**WHAT TO DO**
What is the number of lines in the entries that include the word "page"? Respond with the number only.

**RECORDS FOR THIS EXERCISE**

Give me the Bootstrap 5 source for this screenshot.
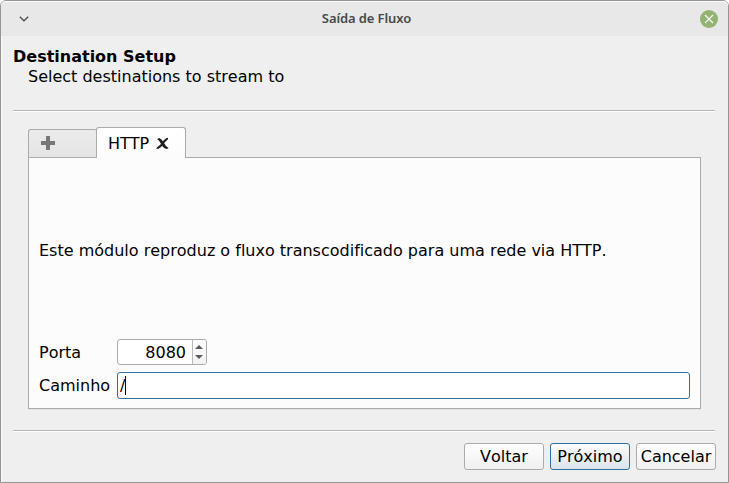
<!DOCTYPE html>
<html lang="pt-BR">
<head>
<meta charset="utf-8">
<meta name="viewport" content="width=device-width, initial-scale=1">
<title>Saída de Fluxo</title>
<link href="https://cdn.jsdelivr.net/npm/bootstrap@5.3.0/dist/css/bootstrap.min.css" rel="stylesheet">
<style>
body{background:#fff;font:16px/20px "DejaVu Sans",sans-serif;font-kerning:none;color:#000;overflow:hidden}
.dialog{width:729px;height:483px;background:#efefef;border:1px solid #949494;border-radius:6px 6px 0 0;box-shadow:inset 1px 1px #fafafa}
.titlebar{height:35px;background:#e8e8e8;border-radius:5px 5px 0 0;box-shadow:inset 0 1px #fbfbfb;padding:0 10px 0 18px}
.titlebar h1{font:600 13px/18px "Noto Sans",sans-serif;color:#484848;letter-spacing:-.1px;padding:0 0 2px 4px}
.intro{height:74px;padding:11px 12px 0}
.intro h2{font-size:16px;line-height:20px}
.intro p{padding-left:15px}
.rule{height:2px;margin:0 13px 0 12px;border-top:1px solid #b4b4b4;background:#fff}
.work{height:318px;padding:15px 27px 0}
.tabs{height:31px;margin-bottom:-1px}
.tabs .nav-link{font-size:16px;line-height:20px;color:#000;border:1px solid #ababab;border-radius:3px 3px 0 0}
.tabs .tab-add{width:69px;height:29px;padding:6px 0 0 12px;margin-right:-1px;border-bottom:1px solid #ababab;border-right:0;background:linear-gradient(#ebebeb,#e5e5e5)}
.tabs .tab-http{width:90px;height:31px;padding:2px 0 0 11px;gap:7px;border-bottom:0;background:linear-gradient(#fff,#fcfcfc)}
.tab-http svg{margin-top:-2px}
.pane{height:252px;background:#fcfcfc;border:1px solid #ababab;border-radius:0;padding:0 10px 9px;box-shadow:0 1px #e4e4e4}
.message{padding-top:5px;font-variant-ligatures:none}
.fieldname{width:78px}
.port-row .fieldname{padding-top:1px}
.path-row{margin-top:7px}
.field{background:#fff;border:1px solid #ababab;border-radius:3px;height:26px}
.spin{width:90px}
.number{padding:1px 6px 0 0}
.steps{width:14px;border-left:1px solid #b9b9b9;background:linear-gradient(#fdfdfd,#f2f2f2);border-radius:0 2px 2px 0}
.steps svg{margin-left:-1px}
.path{height:27px;border-color:#2e72a0;padding-left:2px}
.caret{width:1px;height:19px;background:#000}
.actions{padding:11px 12px 0;gap:6px}
.actions .btn{width:80px;height:27px;padding:0;font-size:16px;line-height:25px;font-kerning:none;color:#000;border:1px solid #ababab;border-radius:3px;background:linear-gradient(#fefefe,#f0f0f0)}
.actions .btn-next{border-color:#2e72a0;background:linear-gradient(#fbfcfd,#dce4ec)}
</style>
<script src="https://cdn.jsdelivr.net/npm/bootstrap@5.3.0/dist/js/bootstrap.bundle.min.js"></script>
</head>
<body>
<main class="dialog d-flex flex-column">
  <header class="titlebar d-flex align-items-center justify-content-between">
    <svg width="10" height="6" viewBox="0 0 10 6" fill="none" stroke="#4a4a4a" stroke-width="1.2"><path d="M.8.7 5 4.8 9.2.7"/></svg>
    <h1 class="m-0">Saída de Fluxo</h1>
    <svg width="18" height="18" viewBox="0 0 18 18"><circle cx="9" cy="9" r="9" fill="#92b372"/><path d="m5 5 8 8m0-8-8 8" stroke="#fff" stroke-width="1.1"/></svg>
  </header>
  <section class="intro">
    <h2 class="fw-bold m-0">Destination Setup</h2>
    <p class="m-0">Select destinations to stream to</p>
  </section>
  <div class="rule"></div>
  <section class="work">
    <nav class="nav tabs align-items-end position-relative">
      <a class="nav-link tab-add" aria-label="Adicionar"><svg class="d-block" width="14" height="14" viewBox="0 0 14 14"><path d="M5 0h4v5h5v4H9v5H5V9H0V5h5z" fill="#777"/></svg></a>
      <a class="nav-link tab-http d-flex align-items-center">HTTP
        <svg width="13" height="13" viewBox="0 0 13 13" fill="#1c1f1c"><path d="M1.2 2 3.4 1Q5.6 2 7.4 4.9 9.4 9 12.6 11L11 12.1Q7.2 11.2 5.4 7.5 3.6 3.6 1.2 2Z"/><path d="M10.2 1.2 12.1.8 12 2.3Q9 4.9 7.2 7.3 5.4 10.3 2.6 11.8L.4 12 .9 10.5Q4 8.6 5.8 5.8 7.6 2.8 10.2 1.2Z"/></svg>
      </a>
    </nav>
    <div class="pane d-flex flex-column">
      <div class="message flex-grow-1 d-flex align-items-center">Este módulo reproduz o fluxo transcodificado para uma rede via HTTP.</div>
      <div class="port-row d-flex align-items-center">
        <label class="fieldname">Porta</label>
        <div class="field spin d-flex">
          <div class="number flex-grow-1 d-flex align-items-center justify-content-end">8080</div>
          <div class="steps d-flex flex-column align-items-center justify-content-center">
            <svg width="8" height="14" viewBox="0 0 8 14" fill="#5b5b5b"><path d="M0 4 4 0l4 4zM0 10h8l-4 4z"/></svg>
          </div>
        </div>
      </div>
      <div class="path-row d-flex align-items-center">
        <label class="fieldname">Caminho</label>
        <div class="field path flex-grow-1 d-flex align-items-center">/<i class="caret"></i></div>
      </div>
    </div>
  </section>
  <div class="rule"></div>
  <footer class="actions d-flex justify-content-end">
    <button class="btn">Voltar</button>
    <button class="btn btn-next">Próximo</button>
    <button class="btn">Cancelar</button>
  </footer>
</main>
</body>
</html>
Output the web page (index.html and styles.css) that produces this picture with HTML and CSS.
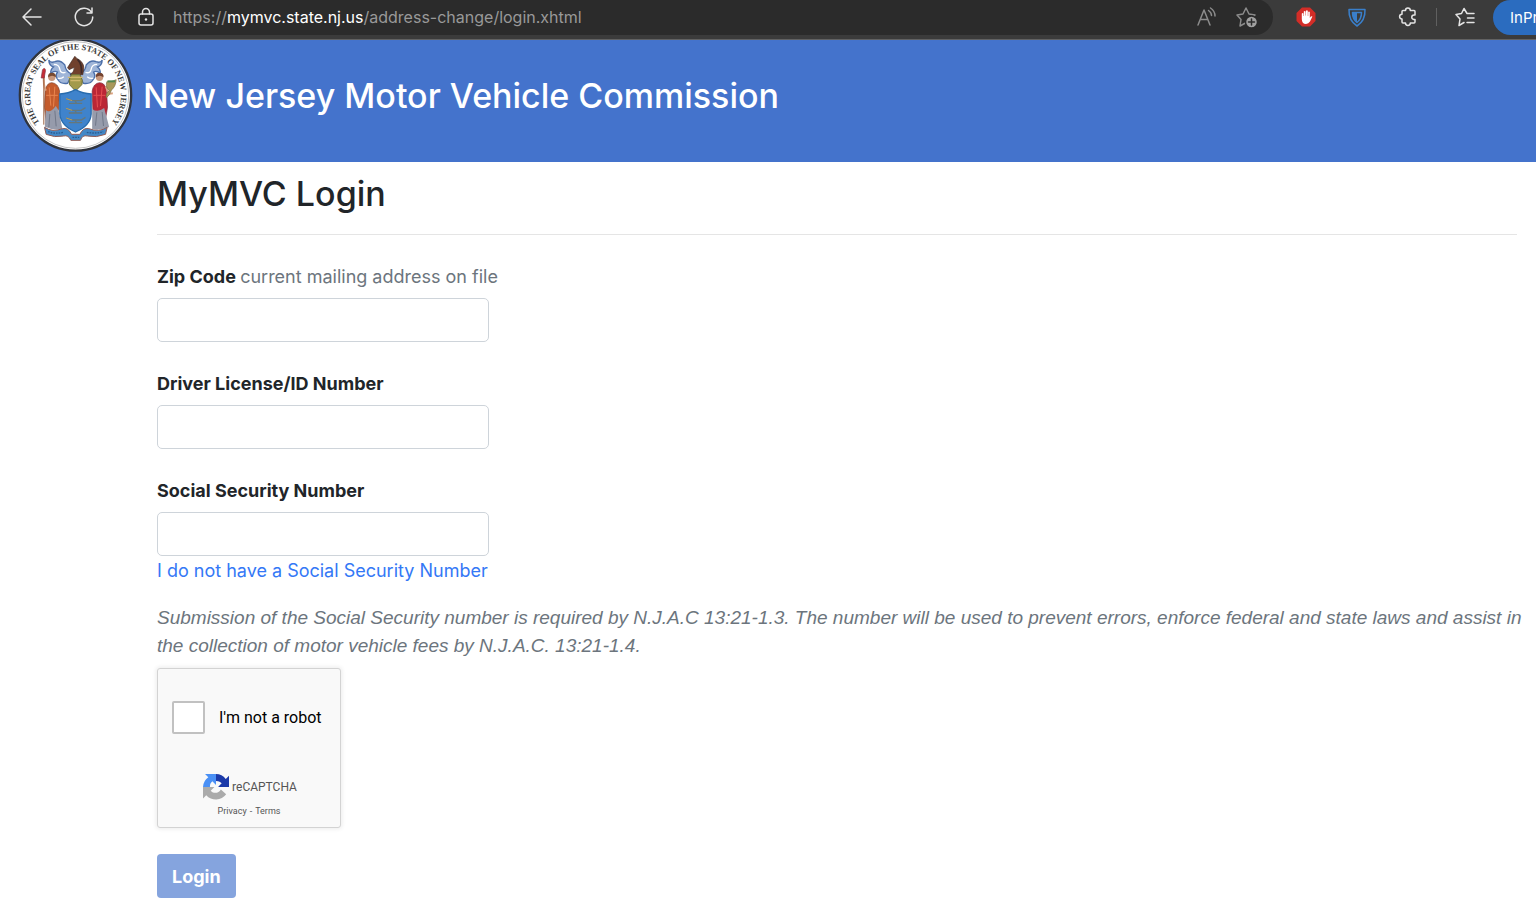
FILE: index.html
```
<!DOCTYPE html>
<html lang="en">
<head>
    <meta charset="UTF-8">
    <title>MyMVC Login</title>
    <link rel="stylesheet" href="styles.css">
</head>
<body>
    <!-- browser toolbar -->
    <div class="toolbar">
        <button class="tool back" aria-label="Back">
            <svg width="22" height="22" viewBox="0 0 22 22"><path d="M20 11H2M10 3L2 11l8 8"/></svg>
        </button>
        <button class="tool reload" aria-label="Refresh">
            <svg width="22" height="22" viewBox="0 0 22 22"><path d="M18.500 6.500A8.700 8.700 0 1 0 19.700 11M19 2v5h-5"/></svg>
        </button>
        <div class="address">
            <svg class="lock" width="18" height="20" viewBox="0 0 18 20"><rect x="2" y="7" width="14" height="11" rx="2"/><path d="M5.500 7V5a3.500 3.500 0 0 1 7 0v2"/><circle class="dot" cx="9" cy="12.500" r="1.200"/></svg>
            <span class="url">https://<span class="host">mymvc.state.nj.us</span>/address-change/login.xhtml</span>
            <button class="tool dim" aria-label="Read aloud">
                <svg width="22" height="22" viewBox="0 0 22 22"><path d="M2 19L8 4l6 15M4.500 13.500h7M12.500 4.500q3 2 3 5M14.500 2q4.500 3 4.500 8"/></svg>
            </button>
            <button class="tool dim" aria-label="Add to favorites">
                <svg width="22" height="22" viewBox="0 0 22 22"><path d="M9.500 17l-5.500 3 1-6.500-4-4.500 6-1L10 2l3 6 6 1-2 2"/><circle class="plus-bg" cx="15.500" cy="16" r="6"/><path class="plus" d="M15.500 13v6M12.500 16h6"/></svg>
            </button>
        </div>
        <div class="extensions">
            <button class="tool" aria-label="Ad blocker">
                <svg width="20" height="20" viewBox="0 0 20 20"><path fill="#d32d27" stroke="none" d="M6 .5h8L19.500 6v8L14 19.500H6L.5 14V6z"/><path fill="#fff" stroke="none" d="M5.800 12V6.500q.8-1 1.600 0V9h.4V4.500q.9-1 1.800 0V8.500h.4V3.800q.9-1 1.800 0V9h.4V5q.8-.9 1.600 0v6l1-1.500q1-.7 1.600.1l-2.400 5q-1.500 2.400-4 2.400-4.200 0-4.200-5z"/></svg>
            </button>
            <button class="tool" aria-label="Privacy shield">
                <svg width="20" height="20" viewBox="0 0 20 20"><path class="shield-line" d="M2 2.500h16q.5 11-8 16.500Q1.500 13.500 2 2.500z"/><path class="shield-line" d="M5.500 5.500h9q0 6.500-4.500 10-4.500-3.500-4.500-10z"/><path fill="#3a7fca" stroke="none" d="M10 5.500v10q-4.500-3.500-4.500-10z"/></svg>
            </button>
            <button class="tool" aria-label="Extensions">
                <svg width="20" height="20" viewBox="0 0 20 20"><path d="M5 3.500h2.500a2.400 2.400 0 0 1 4.800 0H16q1 0 1 1V8h-1a2.200 2.200 0 0 0 0 4.500h1V15q0 1-1 1h-3.700a2.400 2.400 0 0 1-4.800 0H5q-1 0-1-1v-3a2.400 2.400 0 0 1 0-4.800V4.500q0-1 1-1z"/></svg>
            </button>
        </div>
        <span class="divider"></span>
        <button class="tool favorites" aria-label="Favorites">
            <svg width="20" height="20" viewBox="0 0 20 20"><path d="M9 15.500l-5 3 1-6.500L1 7.500l5.500-1L9 1.500l3 5h7M12.500 11H19M12 15.500h7"/></svg>
        </button>
        <button class="private">InPrivate</button>
    </div>

    <header class="banner">
        <!-- state seal -->
        <svg class="seal" width="115" height="112" viewBox="24 18 344 336" role="img" aria-label="New Jersey state seal">
            <defs>
                <path id="ring" d="M100 279A136 136 0 1 1 292 279"/>
            </defs>
            <circle cx="196" cy="183" r="167" fill="#fff" stroke="#30343d" stroke-width="7"/>
            <circle cx="196" cy="183" r="160" fill="none" stroke="#c4c4c4" stroke-width="3"/>
            <text class="seal-text" text-anchor="middle"><textPath href="#ring" startOffset="50%">THE GREAT SEAL OF THE STATE OF NEW JERSEY</textPath></text>
            <!-- mantling -->
            <g fill="#9fb5d8" stroke="#4c6fa9" stroke-width="4">
                <path d="M184 120q-18-8-20-27-14-17-30-10-13 5-18-5 0 16 14 21-10 8-8 20 9-10 20-5-9 13 2 24 8 13 28 10 8-11 12-28z"/>
                <path d="M208 120q18-8 20-27 14-17 30-10 13 5 18-5 0 16-14 21 10 8 8 20-9-10-20-5 9 13-2 24-8 13-28 10-8-11-12-28z"/>
            </g>
            <path fill="none" stroke="#fff" stroke-width="4" d="M131 91q16 0 18 15 3 14 17 9M143 132q8 4 18-4M261 91q-16 0-18 15-3 14-17 9M249 132q-8 4-18-4"/>
            <!-- horse head -->
            <path d="M180 122q14-10 12-22l-15 7-5-6 16-25 6-9 7 7q18 8 20 26l-3 22z" fill="#70402d" stroke="#412a25" stroke-width="2"/>
            <path d="M202 76q14 14 12 43" fill="none" stroke="#3d2928" stroke-width="5"/>
            <path d="M184 122h25q12 18 6 30l-19 19-18-19q-5-14 6-30z" fill="#a39a4c" stroke="#6f713b" stroke-width="3"/>
            <path d="M173 130h45M181 140h29" stroke="#d1b86e" stroke-width="4"/>
            <!-- Liberty -->
            <path d="M103 220l2-52q6-22 20-22 19 2 23 25l-3 55-13 42-24-1z" fill="#c45b2c" stroke="#793d27" stroke-width="2"/>
            <circle cx="125" cy="130" r="11" fill="#c8987c"/>
            <path d="M114 130q-2-14 11-14 14 0 12 14-11-10-23 0z" fill="#784a30"/>
            <path d="M107 170q-8-16-6-45" fill="none" stroke="#d9a280" stroke-width="6"/>
            <path d="M101 115v157" stroke="#985d3c" stroke-width="3"/>
            <path d="M93 132l4-25q8-9 9 3l-4 22z" fill="#c82d35" stroke="#7e3444" stroke-width="2"/>
            <path d="M117 160l5 55M134 158l-4 60M108 184h35" fill="none" stroke="#e9854e" stroke-width="3"/>
            <path d="M104 278l3-50q12 12 30-12l8 13 12 57q-28 4-53-8z" fill="#969bab"/>
            <path d="M119 240l-3 39M134 230l4 47" stroke="#717889" stroke-width="3"/>
            <!-- Prosperity -->
            <path d="M292 220l-3-52q-5-22-21-22-18 2-22 25l2 55 13 42 23-1z" fill="#bb2635" stroke="#78283b" stroke-width="2"/>
            <circle cx="268" cy="130" r="11" fill="#c8987c"/>
            <path d="M257 130q-2-14 11-14 14 0 12 14-11-10-23 0z" fill="#744330"/>
            <path d="M258 160l4 60M276 158l-5 58M250 184h36" fill="none" stroke="#e54e51" stroke-width="3"/>
            <path d="M287 157l8 23 13-2" fill="none" stroke="#d9a280" stroke-width="6"/>
            <path d="M290 143q15 2 28-6-1 20-14 31-5 16-16 24-3-12 9-23-12-9-7-26z" fill="#a9985a" stroke="#786e42" stroke-width="2"/>
            <path d="M292 142h23" stroke="#50864f" stroke-width="6"/>
            <path d="M246 224q15 14 36-2l15 57q-23 11-51 7z" fill="#969bab"/>
            <path d="M260 235l-4 40M276 234l4 42" stroke="#717889" stroke-width="3"/>
            <!-- shield with the three plows -->
            <path d="M149 180q25-1 47-13 22 12 47 13v60q-2 35-47 54-44-19-47-54z" fill="#3f83cc" stroke="#276bad" stroke-width="4"/>
            <g fill="none" stroke="#65777b" stroke-width="4">
                <path d="M168 194l18 6h27l13-8M176 208h40M194 200l6 9"/>
                <path d="M168 223l18 6h27l13-8M176 237h40M194 229l6 9"/>
                <path d="M168 252l18 6h27l13-8M176 266h40M194 258l6 9"/>
            </g>
            <path d="M168 194l18 6M168 223l18 6M168 252l18 6" stroke="#b69e60" stroke-width="3"/>
            <!-- ribbon -->
            <path d="M103 280q24 16 54 4 18-4 27 17h25q10-21 27-17 31 12 55-4l-5 21q-28 11-54 5-16-4-21 13h-29q-7-17-22-13-27 6-52-5z" fill="#4388c7" stroke="#915b54" stroke-width="3"/>
            <path class="ribbon-mark" d="M114 293q20 8 45 2M230 295q27 5 49-2M187 310h20"/>
        </svg>
        <h1 class="banner-title">New Jersey Motor Vehicle Commission</h1>
    </header>

    <main class="content">
        <h2 class="page-title">MyMVC Login</h2>
        <form class="login-form">
            <div class="field">
                <label for="zip">Zip Code <span class="hint">current mailing address on file</span></label>
                <input type="text" id="zip">
            </div>
            <div class="field">
                <label for="license">Driver License/ID Number</label>
                <input type="text" id="license">
            </div>
            <div class="field ssn">
                <label for="ssn">Social Security Number</label>
                <input type="text" id="ssn">
                <a href="#">I do not have a Social Security Number</a>
            </div>
            <p class="notice">Submission of the Social Security number is required by N.J.A.C 13:21-1.3. The number will be used to prevent errors, enforce federal and state laws and assist in the collection of motor vehicle fees by N.J.A.C. 13:21-1.4.</p>

            <div class="captcha">
                <div class="captcha-check">
                    <input type="checkbox" id="robot">
                    <label for="robot">I'm not a robot</label>
                </div>
                <div class="captcha-brand">
                    <svg width="26" height="26" viewBox="0 0 64 64">
                        <path fill="#1c3aa9" d="M64 32V4l-8 8A31 31 0 0 0 32 0v17c8 0 11 3 14 6l-9 9z"/>
                        <path fill="#4a90f5" d="M32 0H5l8 8A31 31 0 0 0 0 32h17c0-8 3-11 6-14l9 9z"/>
                        <path fill="#ababab" d="M0 32v28l8-8a31 31 0 0 0 49-2L44 38c-5 9-17 12-25 3l9-9z"/>
                    </svg>
                    <span>reCAPTCHA</span>
                </div>
                <div class="captcha-links"><a href="#">Privacy</a> <span>-</span> <a href="#">Terms</a></div>
            </div>

            <button type="submit" class="login-button">Login</button>
        </form>
    </main>
</body>
</html>
```

FILE: styles.css
```
* {
    box-sizing: border-box;
}

body {
    margin: 0;
    background-color: #fff;
    color: #212529;
    font-family: Inter, "Liberation Sans", sans-serif;
    font-size: 18px;
    line-height: 28px;
    overflow-x: hidden;
}

a {
    color: #3478f6;
    text-decoration: none;
}

/* browser toolbar */
.toolbar {
    display: flex;
    align-items: center;
    height: 40px;
    padding: 0 0 5px 21px;
    background-color: #3b3b3b;
    border-bottom: 1px solid #626262;
    overflow: hidden;
}

.tool {
    display: flex;
    flex-shrink: 0;
    padding: 0;
    border: none;
    background: none;
}

.toolbar svg {
    fill: none;
    stroke: #e4e4e4;
    stroke-width: 1.5;
    stroke-linecap: round;
    stroke-linejoin: round;
}

.toolbar .shield-line {
    stroke: #3a7fca;
}

.reload {
    margin-left: 30px;
}

.address {
    display: flex;
    flex: 1;
    align-items: center;
    gap: 18px;
    height: 36px;
    margin-left: 22px;
    padding: 0 15px 0 20px;
    border-radius: 18px;
    background-color: #2b2b2b;
}

.address .dot {
    fill: #e4e4e4;
    stroke: none;
}

.url {
    flex: 1;
    color: #999;
    font-size: 16px;
    white-space: nowrap;
}

.host {
    color: #fff;
}

.toolbar .dim svg {
    stroke: #8c8c8c;
}

.toolbar .plus-bg {
    fill: #a0a0a0;
    stroke: #2b2b2b;
}

.toolbar .plus {
    stroke: #2b2b2b;
}

.extensions {
    display: flex;
    gap: 31px;
    margin: 0 18px 0 23px;
}

.divider {
    width: 1px;
    height: 18px;
    background-color: #606060;
}

.favorites {
    margin: 0 18px;
}

/* runs off the right edge of the window */
.private {
    flex-shrink: 0;
    width: 120px;
    height: 35px;
    margin-right: -77px;
    padding: 0 17px;
    border: none;
    border-radius: 18px;
    background-color: #2b6cbf;
    color: #fff;
    font-family: inherit;
    font-size: 15px;
    text-align: left;
}

/* site banner */
.banner {
    display: flex;
    align-items: center;
    gap: 10px;
    padding: 0 18px 10px;
    background-color: #4473cc;
}

.seal {
    flex-shrink: 0;
}

.seal-text {
    font-family: "Liberation Serif", serif;
    font-size: 25px;
    font-weight: bold;
    fill: #3c3c3c;
}

.ribbon-mark {
    fill: none;
    stroke: #2c5c91;
    stroke-width: 4;
    stroke-dasharray: 5 3;
}

.banner-title,
.page-title {
    margin: 0;
    font-size: 34px;
    font-weight: 500;
    line-height: 44px;
}

.banner-title {
    color: #fff;
}

/* login form */
.content {
    padding: 10px 19px 14px 157px;
}

.page-title {
    padding-bottom: 18px;
    border-bottom: 1px solid #e5e5e5;
}

.login-form {
    padding-top: 28px;
}

.field {
    display: flex;
    flex-direction: column;
    align-items: flex-start;
    margin-bottom: 28px;
}

.field label {
    margin-bottom: 7px;
    font-weight: 700;
}

.field .hint {
    color: #6c757d;
    font-weight: 400;
}

.field input {
    width: 332px;
    height: 44px;
    padding: 7px 14px;
    border: 1px solid #ced4da;
    border-radius: 5px;
    background-color: #fff;
    font: inherit;
}

.field a {
    margin-top: 1px;
}

.ssn {
    margin-bottom: 19px;
}

.notice {
    margin: 0 -10px 8px 0;
    color: #6c757d;
    font-family: "Liberation Sans", Arial, sans-serif;
    font-size: 19px;
    font-style: italic;
}

/* captcha box */
.captcha {
    display: flex;
    flex-direction: column;
    align-items: center;
    width: 184px;
    height: 160px;
    margin-bottom: 26px;
    padding-top: 32px;
    border: 1px solid #d3d3d3;
    border-radius: 3px;
    background-color: #f9f9f9;
    box-shadow: 0 0 4px 1px rgba(0, 0, 0, 0.08);
    color: #555;
    font-family: Roboto, sans-serif;
}

.captcha-check {
    display: flex;
    align-items: center;
    align-self: flex-start;
    gap: 14px;
    margin: 0 0 40px 14px;
    color: #000;
    font-size: 16px;
}

.captcha-check input {
    appearance: none;
    width: 33px;
    height: 33px;
    margin: 0;
    border: 2px solid #c1c1c1;
    border-radius: 2px;
    background-color: #fff;
}

.captcha-brand {
    display: flex;
    align-items: center;
    gap: 3px;
    padding-left: 2px;
    font-size: 12px;
    line-height: 26px;
}

.captcha-links {
    display: flex;
    gap: 3px;
    margin-top: 4px;
    font-size: 9px;
    line-height: 14px;
}

.captcha-links a {
    color: #555;
}

.login-button {
    display: block;
    height: 44px;
    padding: 0 15px;
    border: none;
    border-radius: 4px;
    background-color: #85a4de;
    color: #fff;
    font-family: inherit;
    font-size: 18px;
    font-weight: 700;
}
```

**WORKED SOLUTION**
4